What you need to do -> Exactly as written, retype the listing below, omitting the pictures.

---------- Given information

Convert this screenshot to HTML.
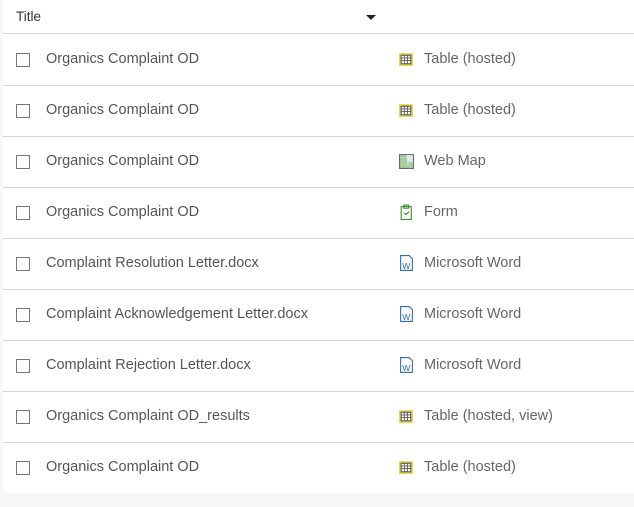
<!DOCTYPE html><html><head><style>
body{margin:0;background:#f7f7f7;font-family:"Liberation Sans",sans-serif;}
.p{position:absolute;left:3px;top:0;width:631px;height:493px;background:#fff;}
.h{position:absolute;left:13px;top:9px;font-size:13.5px;color:#333;}
.tri{position:absolute;left:363px;top:15px;width:0;height:0;border-left:5px solid transparent;border-right:5px solid transparent;border-top:5px solid #222;}
.l{position:absolute;left:0;width:631px;height:1px;background:#d6d6d6;}
.r{position:absolute;left:0;width:631px;height:50px;}
.cb{position:absolute;left:13px;top:18px;width:12px;height:12px;border:1px solid #777;}
.t{position:absolute;left:43px;top:16px;font-size:14.5px;color:#555;white-space:nowrap;}
.ic{position:absolute;left:396px;top:16px;width:15px;height:16px;}
.ty{position:absolute;left:421px;top:16px;font-size:14.5px;color:#666;white-space:nowrap;}
</style></head><body><div class="p">
<div class="h">Title</div><div class="tri"></div>
<div class="l" style="top:33px"></div>
<div id="rows"></div>
</div>
<script>
var d=[["Organics Complaint OD","t","Table (hosted)"],["Organics Complaint OD","t","Table (hosted)"],["Organics Complaint OD","m","Web Map"],["Organics Complaint OD","f","Form"],["Complaint Resolution Letter.docx","w","Microsoft Word"],["Complaint Acknowledgement Letter.docx","w","Microsoft Word"],["Complaint Rejection Letter.docx","w","Microsoft Word"],["Organics Complaint OD_results","t","Table (hosted, view)"],["Organics Complaint OD","t","Table (hosted)"]];
var ic={t:'<svg class="ic" viewBox="0 0 14 15"><rect x="0" y="2" width="13" height="12" fill="#e8d44d"/><rect x="2" y="4" width="9" height="8" fill="#fff" stroke="#555" stroke-width="1"/><path d="M2 6.5h9M2 9h9M5 4v8M8 4v8" stroke="#555" stroke-width="0.8"/></svg>',
m:'<svg class="ic" viewBox="0 0 14 15"><rect x="0.5" y="1.5" width="13" height="13" fill="#a9cf9f" stroke="#666"/><path d="M7 2h6v7c-2 0-3-2-4-1s1 3-1 4z" fill="#d8ecf0"/></svg>',
f:'<svg class="ic" viewBox="0 0 14 15"><path d="M2 2.5h9.5v12H2z M4.5 1h4.5v3H4.5z" fill="none" stroke="#3a8a2a"/><path d="M5 8.5l1.5 1.5 3-3" fill="none" stroke="#3a8a2a"/></svg>',
w:'<svg class="ic" viewBox="0 0 14 15"><path d="M1.5 0.5h8l3 3v11h-11z" fill="#fff" stroke="#2b6cb0"/><text x="3" y="13" font-size="8" fill="#2b6cb0" font-family="Liberation Sans">W</text></svg>'};
var h='';d.forEach(function(x,i){var y=35+i*51;h+='<div class="r" style="top:'+y+'px"><div class="cb"></div><div class="t">'+x[0]+'</div>'+ic[x[1]]+'<div class="ty">'+x[2]+'</div></div>';if(i<8)h+='<div class="l" style="top:'+(y+50)+'px"></div>';});
document.getElementById('rows').outerHTML=h;
</script>
</body></html>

--------------------

Result of this exercise ->
Convert this screenshot to HTML.
<!DOCTYPE html><html><head><style>
body{margin:0;background:#f7f7f7;font-family:"Liberation Sans",sans-serif;}
.p{position:absolute;left:3px;top:0;width:631px;height:493px;background:#fff;}
.h{position:absolute;left:13px;top:9px;font-size:13.5px;color:#333;}
.tri{position:absolute;left:363px;top:15px;width:0;height:0;border-left:5px solid transparent;border-right:5px solid transparent;border-top:5px solid #222;}
.l{position:absolute;left:0;width:631px;height:1px;background:#d6d6d6;}
.r{position:absolute;left:0;width:631px;height:50px;}
.cb{position:absolute;left:13px;top:18px;width:12px;height:12px;border:1px solid #777;}
.t{position:absolute;left:43px;top:16px;font-size:14.5px;color:#555;white-space:nowrap;}
.ic{position:absolute;left:396px;top:16px;width:15px;height:16px;}
.ty{position:absolute;left:421px;top:16px;font-size:14.5px;color:#666;white-space:nowrap;}
</style></head><body><div class="p">
<div class="h">Title</div><div class="tri"></div>
<div class="l" style="top:33px"></div>
<div id="rows"></div>
</div>
<script>
var d=[["Organics Complaint OD","t","Table (hosted)"],["Organics Complaint OD","t","Table (hosted)"],["Organics Complaint OD","m","Web Map"],["Organics Complaint OD","f","Form"],["Complaint Resolution Letter.docx","w","Microsoft Word"],["Complaint Acknowledgement Letter.docx","w","Microsoft Word"],["Complaint Rejection Letter.docx","w","Microsoft Word"],["Organics Complaint OD_results","t","Table (hosted, view)"],["Organics Complaint OD","t","Table (hosted)"]];
var ic={t:'<svg class="ic" viewBox="0 0 14 15"><rect x="0" y="2" width="13" height="12" fill="#e8d44d"/><rect x="2" y="4" width="9" height="8" fill="#fff" stroke="#555" stroke-width="1"/><path d="M2 6.5h9M2 9h9M5 4v8M8 4v8" stroke="#555" stroke-width="0.8"/></svg>',
m:'<svg class="ic" viewBox="0 0 14 15"><rect x="0.5" y="1.5" width="13" height="13" fill="#a9cf9f" stroke="#666"/><path d="M7 2h6v7c-2 0-3-2-4-1s1 3-1 4z" fill="#d8ecf0"/></svg>',
f:'<svg class="ic" viewBox="0 0 14 15"><path d="M2 2.5h9.5v12H2z M4.5 1h4.5v3H4.5z" fill="none" stroke="#3a8a2a"/><path d="M5 8.5l1.5 1.5 3-3" fill="none" stroke="#3a8a2a"/></svg>',
w:'<svg class="ic" viewBox="0 0 14 15"><path d="M1.5 0.5h8l3 3v11h-11z" fill="#fff" stroke="#2b6cb0"/><text x="3" y="13" font-size="8" fill="#2b6cb0" font-family="Liberation Sans">W</text></svg>'};
var h='';d.forEach(function(x,i){var y=35+i*51;h+='<div class="r" style="top:'+y+'px"><div class="cb"></div><div class="t">'+x[0]+'</div>'+ic[x[1]]+'<div class="ty">'+x[2]+'</div></div>';if(i<8)h+='<div class="l" style="top:'+(y+50)+'px"></div>';});
document.getElementById('rows').outerHTML=h;
</script>
</body></html>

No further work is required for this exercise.